• **DATA**
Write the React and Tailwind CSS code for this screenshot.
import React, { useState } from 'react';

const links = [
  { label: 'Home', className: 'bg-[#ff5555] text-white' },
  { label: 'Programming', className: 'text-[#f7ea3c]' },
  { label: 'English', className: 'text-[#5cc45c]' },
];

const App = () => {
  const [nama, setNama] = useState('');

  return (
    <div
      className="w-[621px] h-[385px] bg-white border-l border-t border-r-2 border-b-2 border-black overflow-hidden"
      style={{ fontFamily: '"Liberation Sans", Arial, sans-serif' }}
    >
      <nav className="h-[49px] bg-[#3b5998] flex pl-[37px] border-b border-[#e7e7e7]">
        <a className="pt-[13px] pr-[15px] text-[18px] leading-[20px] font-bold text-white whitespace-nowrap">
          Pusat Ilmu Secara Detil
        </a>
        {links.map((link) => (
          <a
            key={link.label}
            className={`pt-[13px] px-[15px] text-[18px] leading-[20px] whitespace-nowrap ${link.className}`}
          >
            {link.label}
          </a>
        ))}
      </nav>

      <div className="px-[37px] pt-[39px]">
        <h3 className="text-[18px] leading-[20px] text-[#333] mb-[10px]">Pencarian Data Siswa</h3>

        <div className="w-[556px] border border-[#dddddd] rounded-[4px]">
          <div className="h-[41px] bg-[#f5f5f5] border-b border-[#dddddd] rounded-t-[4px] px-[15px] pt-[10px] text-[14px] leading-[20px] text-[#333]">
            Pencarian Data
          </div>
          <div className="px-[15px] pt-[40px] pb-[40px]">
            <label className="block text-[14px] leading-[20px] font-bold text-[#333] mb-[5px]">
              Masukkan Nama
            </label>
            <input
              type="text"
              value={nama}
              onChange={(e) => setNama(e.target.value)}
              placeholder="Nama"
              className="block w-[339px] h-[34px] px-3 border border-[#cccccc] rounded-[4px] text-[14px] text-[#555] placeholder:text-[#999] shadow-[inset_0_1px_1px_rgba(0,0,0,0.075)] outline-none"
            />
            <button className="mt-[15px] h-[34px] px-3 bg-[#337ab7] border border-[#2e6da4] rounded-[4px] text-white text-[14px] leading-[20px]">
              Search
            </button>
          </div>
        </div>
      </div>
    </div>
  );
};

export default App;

• **WRITTEN EXERCISE**
Repeat the listing in full, keeping every line exactly as it is.

• **RESPONSE BELOW**
Write the React and Tailwind CSS code for this screenshot.
import React, { useState } from 'react';

const links = [
  { label: 'Home', className: 'bg-[#ff5555] text-white' },
  { label: 'Programming', className: 'text-[#f7ea3c]' },
  { label: 'English', className: 'text-[#5cc45c]' },
];

const App = () => {
  const [nama, setNama] = useState('');

  return (
    <div
      className="w-[621px] h-[385px] bg-white border-l border-t border-r-2 border-b-2 border-black overflow-hidden"
      style={{ fontFamily: '"Liberation Sans", Arial, sans-serif' }}
    >
      <nav className="h-[49px] bg-[#3b5998] flex pl-[37px] border-b border-[#e7e7e7]">
        <a className="pt-[13px] pr-[15px] text-[18px] leading-[20px] font-bold text-white whitespace-nowrap">
          Pusat Ilmu Secara Detil
        </a>
        {links.map((link) => (
          <a
            key={link.label}
            className={`pt-[13px] px-[15px] text-[18px] leading-[20px] whitespace-nowrap ${link.className}`}
          >
            {link.label}
          </a>
        ))}
      </nav>

      <div className="px-[37px] pt-[39px]">
        <h3 className="text-[18px] leading-[20px] text-[#333] mb-[10px]">Pencarian Data Siswa</h3>

        <div className="w-[556px] border border-[#dddddd] rounded-[4px]">
          <div className="h-[41px] bg-[#f5f5f5] border-b border-[#dddddd] rounded-t-[4px] px-[15px] pt-[10px] text-[14px] leading-[20px] text-[#333]">
            Pencarian Data
          </div>
          <div className="px-[15px] pt-[40px] pb-[40px]">
            <label className="block text-[14px] leading-[20px] font-bold text-[#333] mb-[5px]">
              Masukkan Nama
            </label>
            <input
              type="text"
              value={nama}
              onChange={(e) => setNama(e.target.value)}
              placeholder="Nama"
              className="block w-[339px] h-[34px] px-3 border border-[#cccccc] rounded-[4px] text-[14px] text-[#555] placeholder:text-[#999] shadow-[inset_0_1px_1px_rgba(0,0,0,0.075)] outline-none"
            />
            <button className="mt-[15px] h-[34px] px-3 bg-[#337ab7] border border-[#2e6da4] rounded-[4px] text-white text-[14px] leading-[20px]">
              Search
            </button>
          </div>
        </div>
      </div>
    </div>
  );
};

export default App;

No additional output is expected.